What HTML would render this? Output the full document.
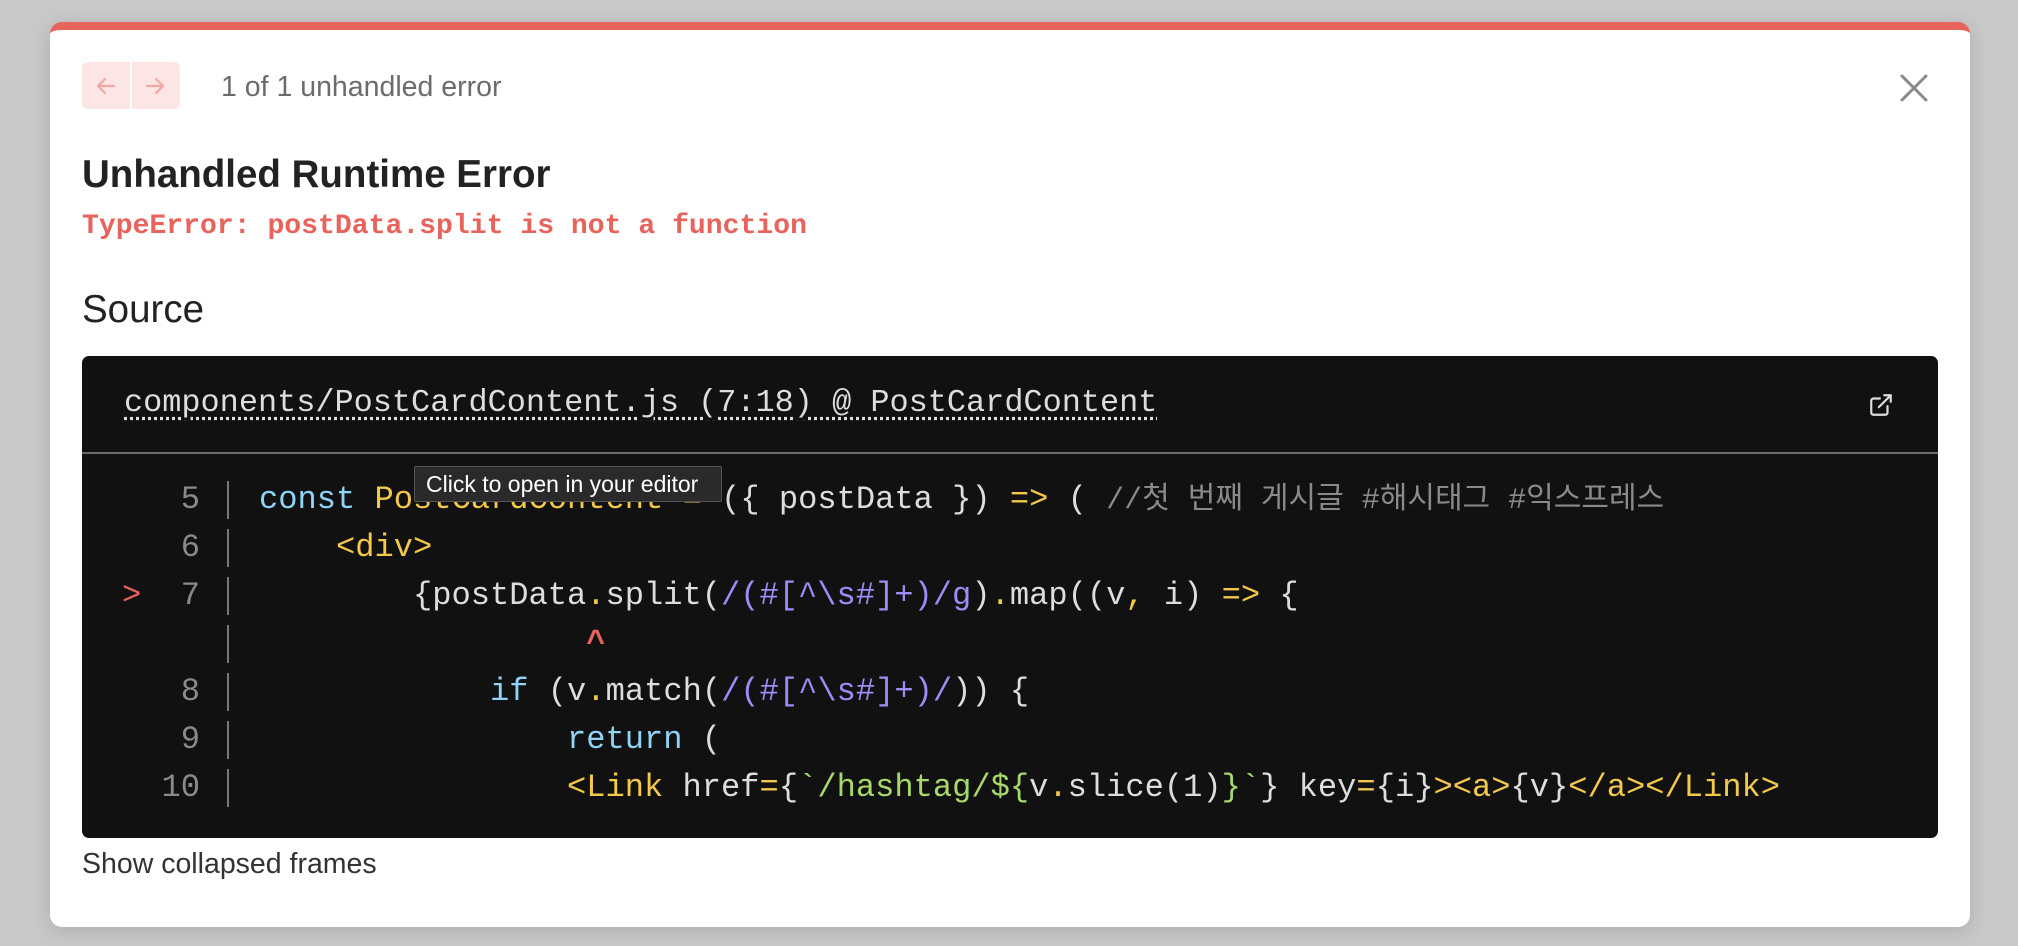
<!DOCTYPE html>
<html><head><meta charset="utf-8"><style>
*{margin:0;padding:0;box-sizing:border-box}
body{width:2018px;height:946px;background:#c9c9c9;position:relative;overflow:hidden;font-family:"Liberation Sans","Noto Sans CJK KR",sans-serif}
.card{position:absolute;left:50px;top:22px;width:1920px;height:905px;background:#fff;border-radius:12px;overflow:hidden;border-top:8px solid #e8635c;box-shadow:0 4px 20px rgba(0,0,0,.15)}
.nav{position:absolute;left:82px;top:62px;width:98px;height:47px;background:#fbe6e5;border-radius:6px}
.nav .sep{position:absolute;left:48px;top:0;width:2px;height:47px;background:#fff}
.nav svg{position:absolute;top:12px}
.t{position:absolute;white-space:pre}
.mono{font-family:"Liberation Mono","DejaVu Sans Mono","Noto Sans CJK KR",monospace}
.code{position:absolute;left:82px;top:356px;width:1856px;height:482px;background:#111;border-radius:7px}
.hr{position:absolute;left:82px;top:452px;width:1856px;height:2px;background:#6a6a6a}
.ln{position:absolute;left:150px;width:50px;text-align:right;color:#8a8a8a;line-height:40px;height:40px}
.pipe{position:absolute;left:227px;width:2px;height:38px;background:#777}
.c{position:absolute;left:259px;white-space:pre;color:#ddd;line-height:40px;height:40px}
.k{color:#8fd3f7}.y{color:#f4c94a}.p{color:#a08af5}.g{color:#a6d96a}.cm{color:#8a8a8a}.r{color:#e8635c}
</style></head><body>
<div class="card"></div>
<div class="nav"><div class="sep"></div>
<svg style="left:12px" width="24" height="24" viewBox="0 0 24 24" fill="none" stroke="#f3a7a2" stroke-width="2.2" stroke-linecap="round" stroke-linejoin="round"><path d="M20 12H4M11 5l-7 7 7 7"/></svg>
<svg style="left:61px" width="24" height="24" viewBox="0 0 24 24" fill="none" stroke="#f3a7a2" stroke-width="2.2" stroke-linecap="round" stroke-linejoin="round"><path d="M4 12h16M13 5l7 7-7 7"/></svg>
</div>
<div class="t" style="left:221px;top:71px;font-size:28.5px;color:#6b6b6b">1 of 1 unhandled error</div>
<svg style="position:absolute;left:1898px;top:72px" width="32" height="32" viewBox="0 0 32 32" stroke="#8a8a8a" stroke-width="3" stroke-linecap="round"><path d="M4 4L28 28M28 4L4 28"/></svg>
<div class="t" style="left:82px;top:153px;font-size:38.5px;font-weight:bold;color:#222">Unhandled Runtime Error</div>
<div class="t mono" style="left:82px;top:211px;font-size:28.1px;font-weight:bold;color:#e8635c">TypeError: postData.split is not a function</div>
<div class="t" style="left:82px;top:288px;font-size:38.5px;color:#222">Source</div>
<div class="code"></div>
<div class="hr"></div>
<div class="t mono" style="left:124px;top:384px;font-size:31.9px;color:#ddd;text-decoration:underline dotted;text-underline-offset:6px">components/PostCardContent.js (7:18) @ PostCardContent</div>
<svg style="position:absolute;left:1868px;top:392px" width="26" height="26" viewBox="0 0 24 24" fill="none" stroke="#ddd" stroke-width="2" stroke-linecap="round" stroke-linejoin="round"><path d="M18 13v6a2 2 0 0 1-2 2H5a2 2 0 0 1-2-2V8a2 2 0 0 1 2-2h6M15 3h6v6M10 14L21 3"/></svg>
<div class="mono" style="font-size:32.1px">
<div class="ln" style="top:480px">5</div><div class="pipe" style="top:481px"></div>
<div class="c" style="top:480px"><span class="k">const</span> <span class="y">PostCardContent</span> <span class="y">=</span> ({ postData }) <span class="y">=&gt;</span> ( <span class="cm" style="font-size:30px">//첫 번째 게시글 #해시태그 #익스프레스</span></div>
<div class="ln" style="top:528px">6</div><div class="pipe" style="top:529px"></div>
<div class="c" style="top:528px">    <span class="y">&lt;div&gt;</span></div>
<div class="t r" style="left:122px;top:576px;line-height:40px">&gt;</div>
<div class="ln" style="top:576px">7</div><div class="pipe" style="top:577px"></div>
<div class="c" style="top:576px">        {postData<span class="y">.</span>split(<span class="p">/(#[^\s#]+)/g</span>)<span class="y">.</span>map((v<span class="y">,</span> i) <span class="y">=&gt;</span> {</div>
<div class="pipe" style="top:625px"></div>
<div class="c r" style="top:624px;font-weight:bold">                 ^</div>
<div class="ln" style="top:672px">8</div><div class="pipe" style="top:673px"></div>
<div class="c" style="top:672px">            <span class="k">if</span> (v<span class="y">.</span>match(<span class="p">/(#[^\s#]+)/</span>)) {</div>
<div class="ln" style="top:720px">9</div><div class="pipe" style="top:721px"></div>
<div class="c" style="top:720px">                <span class="k">return</span> (</div>
<div class="ln" style="top:768px">10</div><div class="pipe" style="top:769px"></div>
<div class="c" style="top:768px">                <span class="y">&lt;Link</span> href<span class="y">=</span>{<span class="g">`/hashtag/${</span>v<span class="y">.</span>slice(1)<span class="g">}`</span>} key<span class="y">=</span>{i}<span class="y">&gt;&lt;a&gt;</span>{v}<span class="y">&lt;/a&gt;&lt;/Link&gt;</span></div>
</div>
<div style="position:absolute;left:414px;top:466px;width:308px;height:36px;background:#2a2a2a;border:1px solid #555;border-radius:2px;color:#fff;font-size:23px;line-height:34px;padding-left:11px;white-space:pre">Click to open in your editor</div>
<div class="t" style="left:82px;top:848px;font-size:28.5px;color:#333">Show collapsed frames</div>
</body></html>
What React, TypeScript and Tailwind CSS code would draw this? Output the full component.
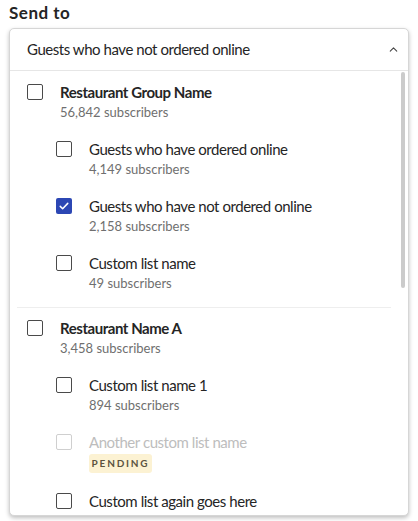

* [Objective]: Reproduce every line exactly and omit all pictures.

* [Response to this task]:
What HTML would render this? Output the full document.
<!DOCTYPE html>
<html><head><meta charset="utf-8"><style>
*{margin:0;padding:0;box-sizing:border-box}
body{width:2018px;height:946px;background:#c9c9c9;position:relative;overflow:hidden;font-family:"Liberation Sans","Noto Sans CJK KR",sans-serif}
.card{position:absolute;left:50px;top:22px;width:1920px;height:905px;background:#fff;border-radius:12px;overflow:hidden;border-top:8px solid #e8635c;box-shadow:0 4px 20px rgba(0,0,0,.15)}
.nav{position:absolute;left:82px;top:62px;width:98px;height:47px;background:#fbe6e5;border-radius:6px}
.nav .sep{position:absolute;left:48px;top:0;width:2px;height:47px;background:#fff}
.nav svg{position:absolute;top:12px}
.t{position:absolute;white-space:pre}
.mono{font-family:"Liberation Mono","DejaVu Sans Mono","Noto Sans CJK KR",monospace}
.code{position:absolute;left:82px;top:356px;width:1856px;height:482px;background:#111;border-radius:7px}
.hr{position:absolute;left:82px;top:452px;width:1856px;height:2px;background:#6a6a6a}
.ln{position:absolute;left:150px;width:50px;text-align:right;color:#8a8a8a;line-height:40px;height:40px}
.pipe{position:absolute;left:227px;width:2px;height:38px;background:#777}
.c{position:absolute;left:259px;white-space:pre;color:#ddd;line-height:40px;height:40px}
.k{color:#8fd3f7}.y{color:#f4c94a}.p{color:#a08af5}.g{color:#a6d96a}.cm{color:#8a8a8a}.r{color:#e8635c}
</style></head><body>
<div class="card"></div>
<div class="nav"><div class="sep"></div>
<svg style="left:12px" width="24" height="24" viewBox="0 0 24 24" fill="none" stroke="#f3a7a2" stroke-width="2.2" stroke-linecap="round" stroke-linejoin="round"><path d="M20 12H4M11 5l-7 7 7 7"/></svg>
<svg style="left:61px" width="24" height="24" viewBox="0 0 24 24" fill="none" stroke="#f3a7a2" stroke-width="2.2" stroke-linecap="round" stroke-linejoin="round"><path d="M4 12h16M13 5l7 7-7 7"/></svg>
</div>
<div class="t" style="left:221px;top:71px;font-size:28.5px;color:#6b6b6b">1 of 1 unhandled error</div>
<svg style="position:absolute;left:1898px;top:72px" width="32" height="32" viewBox="0 0 32 32" stroke="#8a8a8a" stroke-width="3" stroke-linecap="round"><path d="M4 4L28 28M28 4L4 28"/></svg>
<div class="t" style="left:82px;top:153px;font-size:38.5px;font-weight:bold;color:#222">Unhandled Runtime Error</div>
<div class="t mono" style="left:82px;top:211px;font-size:28.1px;font-weight:bold;color:#e8635c">TypeError: postData.split is not a function</div>
<div class="t" style="left:82px;top:288px;font-size:38.5px;color:#222">Source</div>
<div class="code"></div>
<div class="hr"></div>
<div class="t mono" style="left:124px;top:384px;font-size:31.9px;color:#ddd;text-decoration:underline dotted;text-underline-offset:6px">components/PostCardContent.js (7:18) @ PostCardContent</div>
<svg style="position:absolute;left:1868px;top:392px" width="26" height="26" viewBox="0 0 24 24" fill="none" stroke="#ddd" stroke-width="2" stroke-linecap="round" stroke-linejoin="round"><path d="M18 13v6a2 2 0 0 1-2 2H5a2 2 0 0 1-2-2V8a2 2 0 0 1 2-2h6M15 3h6v6M10 14L21 3"/></svg>
<div class="mono" style="font-size:32.1px">
<div class="ln" style="top:480px">5</div><div class="pipe" style="top:481px"></div>
<div class="c" style="top:480px"><span class="k">const</span> <span class="y">PostCardContent</span> <span class="y">=</span> ({ postData }) <span class="y">=&gt;</span> ( <span class="cm" style="font-size:30px">//첫 번째 게시글 #해시태그 #익스프레스</span></div>
<div class="ln" style="top:528px">6</div><div class="pipe" style="top:529px"></div>
<div class="c" style="top:528px">    <span class="y">&lt;div&gt;</span></div>
<div class="t r" style="left:122px;top:576px;line-height:40px">&gt;</div>
<div class="ln" style="top:576px">7</div><div class="pipe" style="top:577px"></div>
<div class="c" style="top:576px">        {postData<span class="y">.</span>split(<span class="p">/(#[^\s#]+)/g</span>)<span class="y">.</span>map((v<span class="y">,</span> i) <span class="y">=&gt;</span> {</div>
<div class="pipe" style="top:625px"></div>
<div class="c r" style="top:624px;font-weight:bold">                 ^</div>
<div class="ln" style="top:672px">8</div><div class="pipe" style="top:673px"></div>
<div class="c" style="top:672px">            <span class="k">if</span> (v<span class="y">.</span>match(<span class="p">/(#[^\s#]+)/</span>)) {</div>
<div class="ln" style="top:720px">9</div><div class="pipe" style="top:721px"></div>
<div class="c" style="top:720px">                <span class="k">return</span> (</div>
<div class="ln" style="top:768px">10</div><div class="pipe" style="top:769px"></div>
<div class="c" style="top:768px">                <span class="y">&lt;Link</span> href<span class="y">=</span>{<span class="g">`/hashtag/${</span>v<span class="y">.</span>slice(1)<span class="g">}`</span>} key<span class="y">=</span>{i}<span class="y">&gt;&lt;a&gt;</span>{v}<span class="y">&lt;/a&gt;&lt;/Link&gt;</span></div>
</div>
<div style="position:absolute;left:414px;top:466px;width:308px;height:36px;background:#2a2a2a;border:1px solid #555;border-radius:2px;color:#fff;font-size:23px;line-height:34px;padding-left:11px;white-space:pre">Click to open in your editor</div>
<div class="t" style="left:82px;top:848px;font-size:28.5px;color:#333">Show collapsed frames</div>
</body></html>
What React, TypeScript and Tailwind CSS code would draw this? Output the full component.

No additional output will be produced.